Two essays are outstanding. Military historian Robert Kagan's discussion of "Liberalism and American Foreign Policy" is erudite, nuanced, and thought-provoking. Do the ideas of those two defunct Republicans, Theodore Roosevelt and Henry Cabot Lodge, hold any continuing relevance for an America rethinking its place in a post-Cold War world? Kagan will convince you that indeed they do. Equally well-informed and perhaps even wider-ranging is historian Keith Windschuttle's "Liberalism and Imperialism." Windschuttle roams knowledgeably and assuredly between the empires of ancient Rome and 19th-century Great Britain, tying together military strategy, economic expansiveness, parliamentary infighting, and moral philosophy. It is a virtuoso performance, by itself worth the price of the book.

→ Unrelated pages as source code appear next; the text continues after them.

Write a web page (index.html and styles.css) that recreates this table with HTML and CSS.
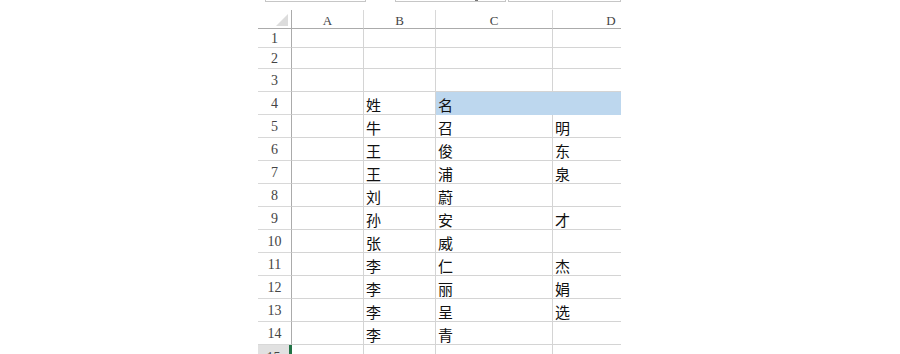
FILE: index.html
```html
<!DOCTYPE html>
<html lang="zh">
<head>
<meta charset="utf-8">
<link rel="stylesheet" href="styles.css">
</head>
<body>
<div class="page">
  <div class="topbar">
    <div class="box box1"></div>
    <div class="box box2"><span class="arrow"></span></div>
    <div class="box box3"></div>
  </div>
  <div class="sheet">
    <div class="grid">
      <div class="corner"><svg width="12" height="12" viewBox="0 0 12 12"><polygon points="12,0 12,12 0,12" fill="#dcdcdc"/></svg></div>
      <div class="ch">A</div><div class="ch">B</div><div class="ch">C</div><div class="ch">D</div>

      <div class="rh r1">1</div><div class="c r1"></div><div class="c r1"></div><div class="c r1"></div><div class="c r1"></div>
      <div class="rh r2">2</div><div class="c r2"></div><div class="c r2"></div><div class="c r2"></div><div class="c r2"></div>
      <div class="rh">3</div><div class="c"></div><div class="c"></div><div class="c"></div><div class="c"></div>
      <div class="rh">4</div><div class="c"></div><div class="c">姓</div><div class="c fill">名</div><div class="c fill nob"></div>
      <div class="rh">5</div><div class="c"></div><div class="c">牛</div><div class="c">召</div><div class="c">明</div>
      <div class="rh">6</div><div class="c"></div><div class="c">王</div><div class="c">俊</div><div class="c">东</div>
      <div class="rh">7</div><div class="c"></div><div class="c">王</div><div class="c">浦</div><div class="c">泉</div>
      <div class="rh">8</div><div class="c"></div><div class="c">刘</div><div class="c">蔚</div><div class="c"></div>
      <div class="rh">9</div><div class="c"></div><div class="c">孙</div><div class="c">安</div><div class="c">才</div>
      <div class="rh">10</div><div class="c"></div><div class="c">张</div><div class="c">威</div><div class="c"></div>
      <div class="rh">11</div><div class="c"></div><div class="c">李</div><div class="c">仁</div><div class="c">杰</div>
      <div class="rh">12</div><div class="c"></div><div class="c">李</div><div class="c">丽</div><div class="c">娟</div>
      <div class="rh">13</div><div class="c"></div><div class="c">李</div><div class="c">呈</div><div class="c">选</div>
      <div class="rh">14</div><div class="c"></div><div class="c">李</div><div class="c">青</div><div class="c"></div>
      <div class="rh active">15</div><div class="c"></div><div class="c"></div><div class="c"></div><div class="c"></div>
    </div>
  </div>
</div>
</body>
</html>
```

FILE: styles.css
```css
* { box-sizing: border-box; }
html, body { margin: 0; padding: 0; background: #fff; }
body { width: 900px; height: 354px; overflow: hidden; }

.page {
  padding-left: 258px;
  width: 900px;
}

.topbar {
  display: flex;
  height: 10px;
  align-items: flex-start;
}
.box {
  height: 2px;
  border: 1px solid #c6c6c6;
  border-top: none;
  position: relative;
}
.box1 { margin-left: 7px; width: 101px; }
.box2 { margin-left: 29px; width: 111px; }
.box3 { margin-left: 2px; width: 113px; }
.arrow {
  position: absolute;
  right: 27px;
  top: 0;
  width: 3px;
  height: 1px;
  background: #777;
}

.sheet {
  width: 363px;
  height: 344px;
  overflow: hidden;
}

.grid {
  display: grid;
  grid-template-columns: 34px 72px 72px 117px 117px;
  grid-template-rows: 19px 19px 21px repeat(12, 23px);
  width: 412px;
  font-family: "Noto Sans CJK SC", sans-serif;
}

.corner, .ch, .rh {
  font-family: "Liberation Serif", "DejaVu Serif", serif;
  color: #444;
  font-size: 13px;
}

.corner {
  border-right: 1px solid #ababab;
  border-bottom: 1px solid #ababab;
  display: flex;
  align-items: flex-end;
  justify-content: flex-end;
  padding: 0 3px 2px 0;
}
.ch {
  border-right: 1px solid #d8d8d8;
  border-bottom: 1px solid #ababab;
  display: flex;
  align-items: center;
  justify-content: center;
  padding-top: 4px;
}
.rh {
  border-right: 1px solid #ababab;
  border-bottom: 1px solid #d8d8d8;
  display: flex;
  align-items: center;
  justify-content: center;
  font-size: 14px;
  padding-top: 1px;
}
.rh.active {
  background: #e1e1e1;
  border-right: 3px solid #217346;
  align-items: flex-start;
  padding-top: 5px;
  padding-right: 0;
}
.c {
  border-right: 1px solid #d4d4d4;
  border-bottom: 1px solid #d4d4d4;
  font-size: 15px;
  line-height: 1;
  color: #111;
  display: flex;
  align-items: center;
  padding: 2px 0 0 2px;
}
.fill {
  background: #bdd7ee;
  border-bottom-color: #bdd7ee;
}
.fill { border-right-color: #bdd7ee; }
.nob { border-right-color: #bdd7ee; }
```
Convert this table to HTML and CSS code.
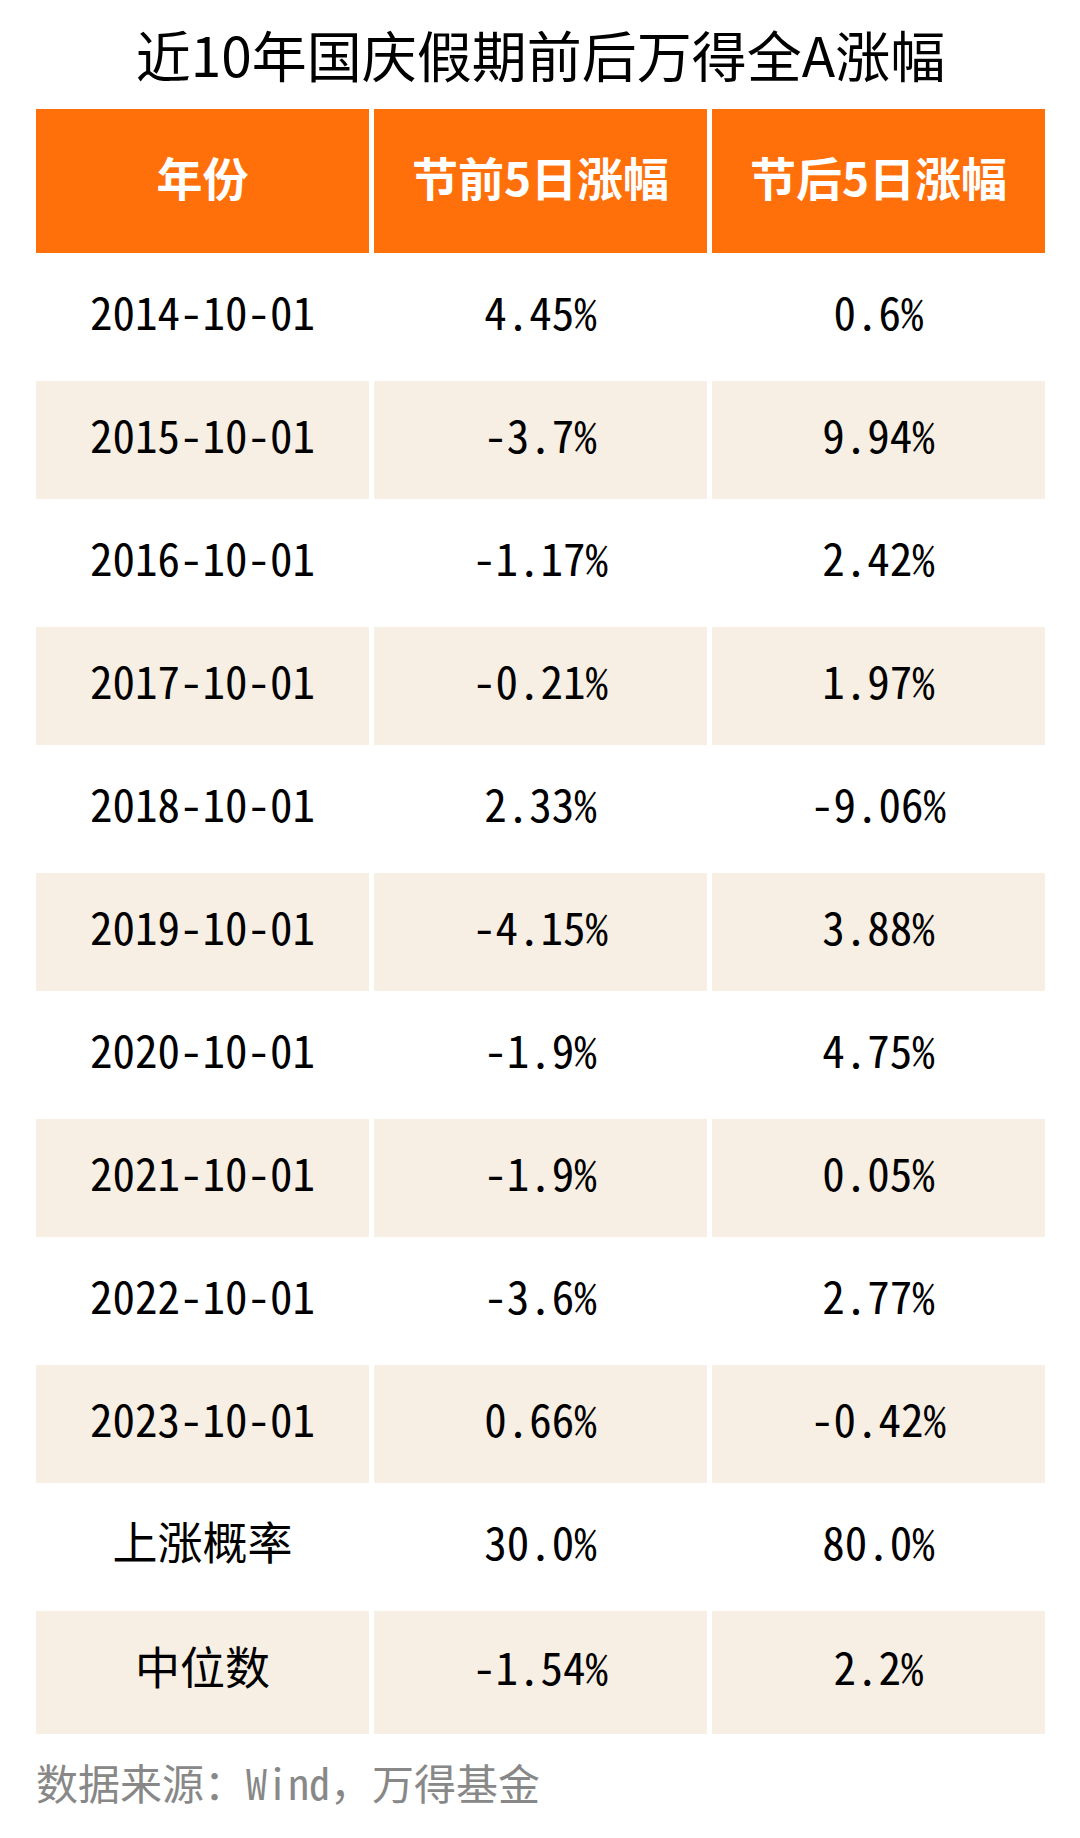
FILE: index.html
```html
<!DOCTYPE html>
<html lang="zh-CN">
<head>
<meta charset="utf-8">
<title>近10年国庆假期前后万得全A涨幅</title>
<link rel="stylesheet" href="styles.css">
</head>
<body>
<div class="page">
  <h1 class="title">近10年国庆假期前后万得全A涨幅</h1>
  <div class="table">
    <div class="row head">
      <div class="cell">年份</div>
      <div class="cell">节前5日涨幅</div>
      <div class="cell">节后5日涨幅</div>
    </div>
    <div class="row"><div class="cell">2014-10-01</div><div class="cell">4.45%</div><div class="cell">0.6%</div></div>
    <div class="row alt"><div class="cell">2015-10-01</div><div class="cell">-3.7%</div><div class="cell">9.94%</div></div>
    <div class="row"><div class="cell">2016-10-01</div><div class="cell">-1.17%</div><div class="cell">2.42%</div></div>
    <div class="row alt"><div class="cell">2017-10-01</div><div class="cell">-0.21%</div><div class="cell">1.97%</div></div>
    <div class="row"><div class="cell">2018-10-01</div><div class="cell">2.33%</div><div class="cell">-9.06%</div></div>
    <div class="row alt"><div class="cell">2019-10-01</div><div class="cell">-4.15%</div><div class="cell">3.88%</div></div>
    <div class="row"><div class="cell">2020-10-01</div><div class="cell">-1.9%</div><div class="cell">4.75%</div></div>
    <div class="row alt"><div class="cell">2021-10-01</div><div class="cell">-1.9%</div><div class="cell">0.05%</div></div>
    <div class="row"><div class="cell">2022-10-01</div><div class="cell">-3.6%</div><div class="cell">2.77%</div></div>
    <div class="row alt"><div class="cell">2023-10-01</div><div class="cell">0.66%</div><div class="cell">-0.42%</div></div>
    <div class="row"><div class="cell">上涨概率</div><div class="cell">30.0%</div><div class="cell">80.0%</div></div>
    <div class="row alt last"><div class="cell">中位数</div><div class="cell">-1.54%</div><div class="cell">2.2%</div></div>
  </div>
  <div class="source">数据来源：Wind，万得基金</div>
</div>
</body>
</html>
```
FILE: styles.css
```css
html, body {
  margin: 0;
  padding: 0;
  background: #ffffff;
}
.page {
  width: 1080px;
  padding: 0 35px 0 36px;
  box-sizing: border-box;
  font-family: "Noto Sans Mono CJK SC", "Noto Sans CJK SC", sans-serif;
  color: #000;
}
.title {
  margin: 0;
  height: 109px;
  padding-bottom: 2px;
  box-sizing: border-box;
  display: flex;
  align-items: center;
  justify-content: center;
  font-family: "Noto Sans CJK SC", sans-serif;
  font-weight: 400;
  font-size: 55px;
  line-height: 1;
}
.table {
  display: flex;
  flex-direction: column;
  gap: 5px;
}
.row {
  display: grid;
  grid-template-columns: 333px 333px 333px;
  column-gap: 5px;
  height: 118px;
}
.row.head {
  height: 144px;
}
.row.last {
  height: 123px;
}
.cell {
  display: flex;
  align-items: center;
  justify-content: center;
  box-sizing: border-box;
  padding-bottom: 14px;
  font-size: 45px;
  line-height: 1;
}
.head .cell {
  background: #ff700a;
  color: #fff;
  padding-bottom: 10px;
  font-family: "Noto Sans CJK SC", sans-serif;
  font-weight: 700;
  font-size: 46px;
}
.alt .cell {
  background: #f7efe3;
}
.source {
  margin-top: 17px;
  height: 60px;
  display: flex;
  align-items: center;
  font-size: 42px;
  color: #888888;
}
```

Former National Review Editor John O'Sullivan's sharp and entertaining concluding essay attempts to delineate broad thematic connections among the various contributions. He fails, but no one could have succeeded. For what this collection reveals above all else is that cohabiting within the rhetoric of contemporary conservatism are two distinct strands of opposition to liberalism. One is friendly to liberty and regrets its restriction by excrescences that have attached themselves to classical liberal theory and practice. The other is hostile to liberty as such because leaving people free to live according to their own lights undermines deference to traditional institutions. The former maintains that political arrangements have been trending mostly downhill for the past century, while the latter sees decay setting in with the coming of the Enlightenment.

Because these two strands share various common enemies, they come together as bedfellows within the pages of The New Criterion and in this volume. It is, however, purely a marriage of convenience and is destined sooner or later to end in messy divorce. Who then will emerge with the lion's share of conservatism's assets: the grumpy obscurantists who wish that people would once again learn to keep their place, or those intent to conserve the rights of individuals freely to make their own place as best they can? That is not the least significant of the numerous questions prompted by The Betrayal of Liberalism.